As Syria’s Kurds look to a future beyond the repression of the Assad regime, they have a choice between the Iraqi model of political federation and internal autonomy, and the Turkish model of armed insurrection against a hostile state. How the Arab rebels and the Kurdish population understand each other and work together is one side of the story, but there are likewise disagreements between Kurds themselves, especially between the military wing (PYD) and the more politically inclined KNC.
The lack of common ground was so great as to require Masoud Barzani, head of Iraq’s Kurdistan Regional Government, to usher into being a power-sharing agreement between them in July. Known as the Hewler (Erbil) Agreement, it stipulates that every Kurdish-held post (such as checkpoints and government or military installations) must be staffed by representatives of both organizations.
While it is also holding for the moment, officials in Qamishlo, especially the politicians, lack faith in the PYD. Many believe they have cut a deal with the regime, and the fact that a large Syrian regime security building is still in the middle of the city despite nominal Kurdish control speaks to some truth in the suspicion. (In September, a suicide car bomb detonated by the building claimed four lives, according to state media, or eight, according to the SOHR; an FSA group claimed responsibility for the attack.) Mohammed Ismail, head of the KDP (Kurdish Democratic Party, Barzani’s party) in Qamishlo, related that “the PYD says some things that make you wonder if they are for or against the regime” and attributed their growing strength and influence to Assad’s newly discovered willingness to work with the Kurds. “There is just one hand helping them – the Syrian regime,” Ismail said.
Neighboring Turkey, the country with the most at stake, is watching intently as Syria’s Kurds begin to assert themselves.
The conflict, which claimed Ghubari’s life, has taken some 40,000 others. Turkey’s Kurds make up more of the population than Syria’s do: depending on who does the counting, they are somewhere between 12 and 20 million in a national population of 80 million. They are also far more radicalized than Syria’s: the PKK and the Turkish government have faced off for decades in the harsh mountains of southeastern Turkey, and the PKK periodically brings the violence closer to home with car bombs in Ankara and Istanbul. Turkey views the Kurdish guerrilla groups as terrorists, while Kurds see the Turkish government practicing a historical policy of repression, subjugation and state-sponsored violence – even teaching the Kurdish language was outlawed until recently.

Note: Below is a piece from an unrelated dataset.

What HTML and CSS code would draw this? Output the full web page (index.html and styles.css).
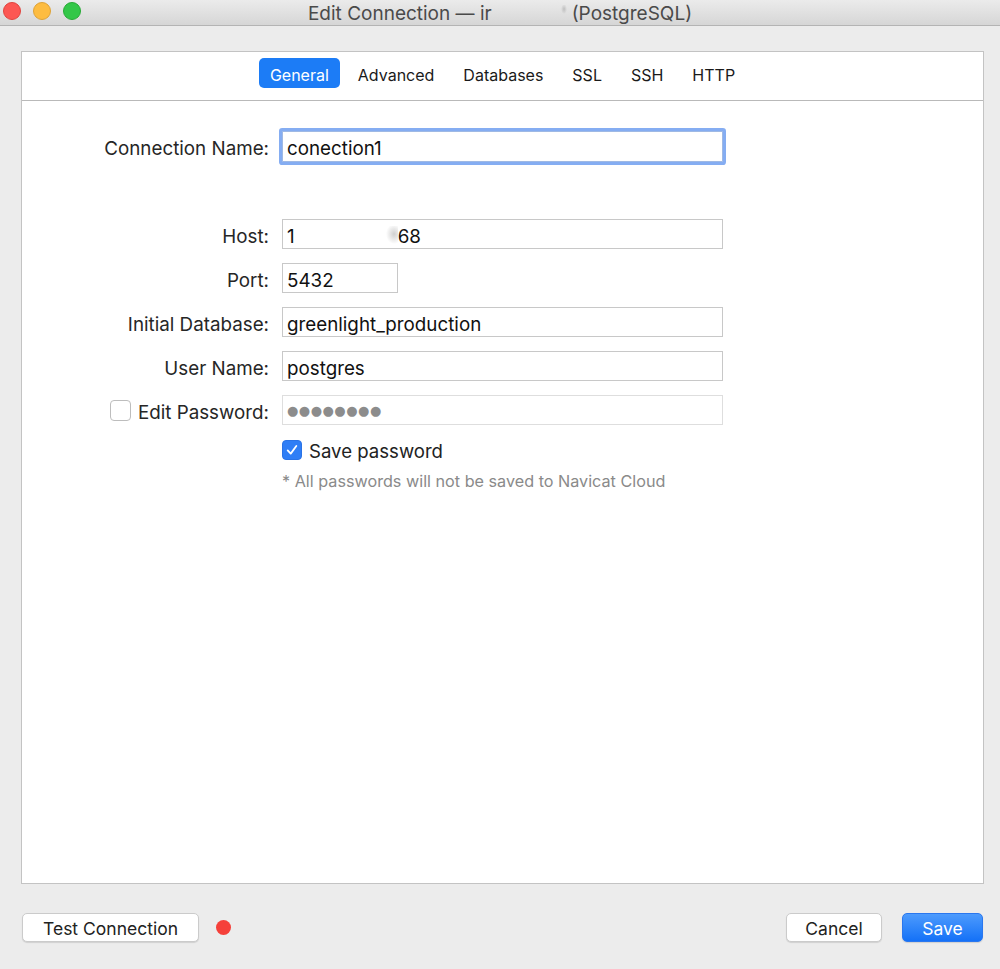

The PKK conflict in Turkey has stepped up radically in the last 15 months. According to a September 2012 report by the International Crisis Group (ICG), this period marks the highest levels of violence in the last 13 years – more than 700 have died in the fighting. When Assad pulled most of his army out of eastern Syria, the PYD was able to move into Syria from its traditional base alongside the PKK in Qandil, Iraqi Kurdistan; ICG estimates that about 1,000 PKK fighters moved into Syria as well, making it a safe haven and staging ground for increased attacks inside Turkey.
There has always been a strong connection between the PKK and the more militant Syrian Kurds – many, like Arif Musa Ghubari, have gone to Turkey to train and fight alongside the PKK – but it is becoming stronger now that the regime’s army is no longer there to check the increasing power of a long-oppressed ethnic minority. While PYD officials deny they seek a separate Kurdish state, the Turkish government fears that a PYD/PKK presence so close to its borders will foster the violent separatist agenda.

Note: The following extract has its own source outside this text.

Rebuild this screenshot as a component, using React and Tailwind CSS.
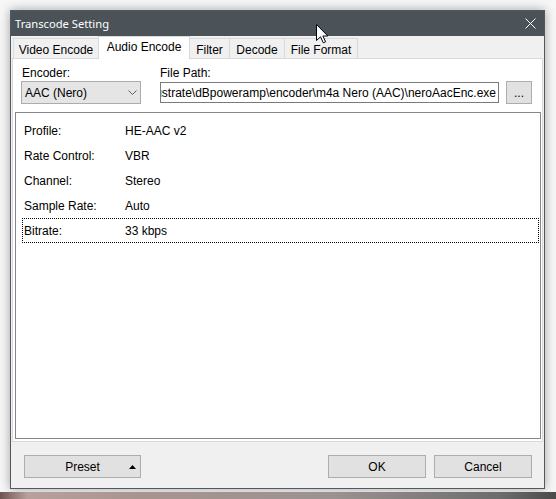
import React from "react";

const rows = [
  ["Profile:", "HE-AAC v2"],
  ["Rate Control:", "VBR"],
  ["Channel:", "Stereo"],
  ["Sample Rate:", "Auto"],
  ["Bitrate:", "33 kbps"],
];

function Tab({ label, w, selected, first }) {
  if (selected) {
    return (
      <div
        className={`relative z-10 -mb-px -ml-px flex h-[23px] items-start justify-center border-x border-t border-[#d9d9d9] bg-white pt-[3px] ${w}`}
      >
        <span className="leading-[14px]">{label}</span>
      </div>
    );
  }
  return (
    <div
      className={`flex h-[20px] items-start justify-center border-t border-r border-[#d9d9d9] bg-[#f0f0f0] pt-[4px] ${first ? "border-l" : ""} ${w}`}
    >
      <span className="leading-[14px]">{label}</span>
    </div>
  );
}

export default function App() {
  return (
    <div className="relative flex h-[499px] w-[556px] flex-col overflow-hidden bg-[#f7f7f7] font-['Liberation_Sans',Arial,sans-serif] text-[12px] text-black">
      <div className="ml-[10px] mt-[10px] flex h-[479px] w-[535px] flex-col border border-[#525a60] bg-[#f0f0f0] shadow-[0_0_10px_rgba(0,0,0,0.35)]">
        {/* Title bar */}
        <div className="flex h-[25px] items-center justify-between bg-[#4b5359] pl-[4px] pr-[8px] font-['Noto_Sans',sans-serif] text-[11.2px] text-white">
          <span className="leading-[16px]">Transcode Setting</span>
          <svg width="11" height="11" viewBox="0 0 11 11">
            <path d="M0.5 0.5 L10.5 10.5 M10.5 0.5 L0.5 10.5" stroke="#ffffff" strokeWidth="1" fill="none" />
          </svg>
        </div>

        {/* Tabs */}
        <div className="flex h-[22px] items-end pl-[2px]">
          <Tab label="Video Encode" w="w-[86px]" first />
          <Tab label="Audio Encode" w="w-[92px]" selected />
          <Tab label="Filter" w="w-[40px]" />
          <Tab label="Decode" w="w-[55px]" />
          <Tab label="File Format" w="w-[73px]" />
        </div>

        {/* Tab page */}
        <div className="ml-[1px] mr-[1px] flex h-[384px] flex-col border border-[#d9d9d9] bg-white">
          <div className="flex gap-[19px] pl-[8px] pr-[10px] pt-[7px]">
            <div className="flex w-[120px] flex-col gap-[1px]">
              <div className="h-[14px] pl-px leading-[14px]">Encoder:</div>
              <div className="flex h-[23px] items-center justify-between border border-[#acacac] bg-[#e5e5e5] pl-[3px] pr-[3px]">
                <span className="leading-[14px]">AAC (Nero)</span>
                <svg width="9" height="5" viewBox="0 0 9 5">
                  <polyline points="0.5,0.5 4.5,4.5 8.5,0.5" stroke="#606060" strokeWidth="1" fill="none" />
                </svg>
              </div>
            </div>
            <div className="flex min-w-0 flex-1 flex-col gap-[1px]">
              <div className="h-[14px] leading-[14px]">File Path:</div>
              <div className="flex h-[23px] items-center gap-[7px]">
                <div className="flex h-[21px] min-w-0 flex-1 items-center justify-end overflow-hidden whitespace-nowrap border border-[#7a7a7a] bg-white pr-[2px]">
                  <span className="shrink-0 leading-[14px]">
                    C:\Program Files (x86)\Illustrate\dBpoweramp\encoder\m4a Nero (AAC)\neroAacEnc.exe
                  </span>
                </div>
                <div className="flex h-[23px] w-[26px] items-center justify-center border border-[#adadad] bg-[#e1e1e1]">
                  <span className="leading-[14px]">...</span>
                </div>
              </div>
            </div>
          </div>

          <div className="ml-[2px] mr-px mt-[8px] h-[327px] border border-[#828790] bg-white pl-[6px] pr-px pt-[5px]">
            {rows.map(([k, v], i) => (
              <div
                key={k}
                className={`flex h-[25px] items-center border pl-px ${
                  i === rows.length - 1 ? "border-dotted border-black" : "border-transparent"
                }`}
              >
                <span className="w-[101px] leading-[14px]">{k}</span>
                <span className="leading-[14px]">{v}</span>
              </div>
            ))}
          </div>
        </div>

        {/* Bottom buttons */}
        <div className="mt-[13px] flex pl-[13px] pr-[12px]">
          <div className="relative flex h-[23px] w-[117px] items-center justify-center border border-[#adadad] bg-[#e1e1e1]">
            <span className="leading-[14px]">Preset</span>
            <svg className="absolute right-[4px] top-[9px]" width="7" height="4" viewBox="0 0 7 4">
              <polygon points="3.5,0 7,4 0,4" fill="#000000" />
            </svg>
          </div>
          <div className="ml-auto flex h-[23px] w-[98px] items-center justify-center border border-[#adadad] bg-[#e1e1e1]">
            <span className="leading-[14px]">OK</span>
          </div>
          <div className="ml-[8px] flex h-[23px] w-[98px] items-center justify-center border border-[#adadad] bg-[#e1e1e1]">
            <span className="leading-[14px]">Cancel</span>
          </div>
        </div>
      </div>

      {/* desktop strip */}
      <div className="mt-auto h-[7px] bg-[linear-gradient(to_right,#6e5552_0%,#b8a19c_5%,#a8948f_25%,#9b9291_60%,#6c6c6c_90%,#4a4a4a_100%)]" />

      {/* mouse cursor */}
      <svg className="absolute left-[316px] top-[24px]" width="13" height="20" viewBox="0 0 13 20">
        <path
          d="M0.5 0.5 L0.5 16.5 L4.5 12.8 L7.3 18.8 L9.6 17.8 L6.9 12 L11.8 12 Z"
          fill="#ffffff"
          stroke="#000000"
          strokeWidth="1"
          strokeLinejoin="miter"
        />
      </svg>
    </div>
  );
}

Turkey has supported the rebels against the Syrian regime from the beginning, housing both the SNC and the nominal head of the FSA. By withdrawing his army from Kurdish areas, Assad may have intended to rebuke Ankara for supporting those who rebelled against his regime by allowing Syrian Kurds greater autonomy.
The Turkish-Syrian border has always been porous, but since the Syrian regime abandoned nearly all the northern border posts, the Turkish Gendarmerie border security has not been able to stem the tide of smugglers ferrying people and goods back and forth. Turkey’s ability to handle refugees, officially capped at 100,000, is at breaking point, and new camps have had to be erected in the no-man’s-land at the Bab-al-Salaama border crossing.
In early October, when a stray Syrian shell killed four Turkish civilians in the border town of Akçakale, Prime Minister Recep Tayyip Erdoğan briefly took an aggressive stance, returning fire and stepping up border patrol and positioning tanks along the border. On October 9, he announced that the Turkish government would prepare for “all eventualities” and NATO head Anders Fogh Rasmussen guaranteed European military assistance if Turkey’s border squabbles with Syria should escalate.
But since then, warned off by the US, Erdoğan has tempered his actions. In the now 21-month course of the Syrian civil war, the Syrian regime has poked Turkey with a sharp stick on multiple occasions.
In April, the Syrian army shot across the border into a refugee camp; in June, they shot down two Turkish warplanes; and, most recently, they fired a mortar into Akçakale. Turkish media reveal the Turks’ preoccupation: Most Turkish news articles about the Syrian war revolve around the role of the Kurds, and how Turkey can find a solution vis-à-vis the conflict, without having to solve their own “Kurdish problem.”
In Afrin, Commander Hassan agreed.
“Turkey doesn’t want to see the Kurdish problem solved in Syria,” he said. “They don’t want Syrian Kurds to have rights and power, because that would make a problem for them.” Hassan said his party’s goal was not a separate state for Syrian Kurds, just the protection of Kurdish rights.
But Hassan’s voice rose as he discussed Ghubari’s death, saying “all Kurdish people who have the opportunity to sacrifice [their lives] for their case will do it... Kurds will defend themselves against any power and defend Kurdish rights, against Turkey, the Baath party, Iran, anyone!”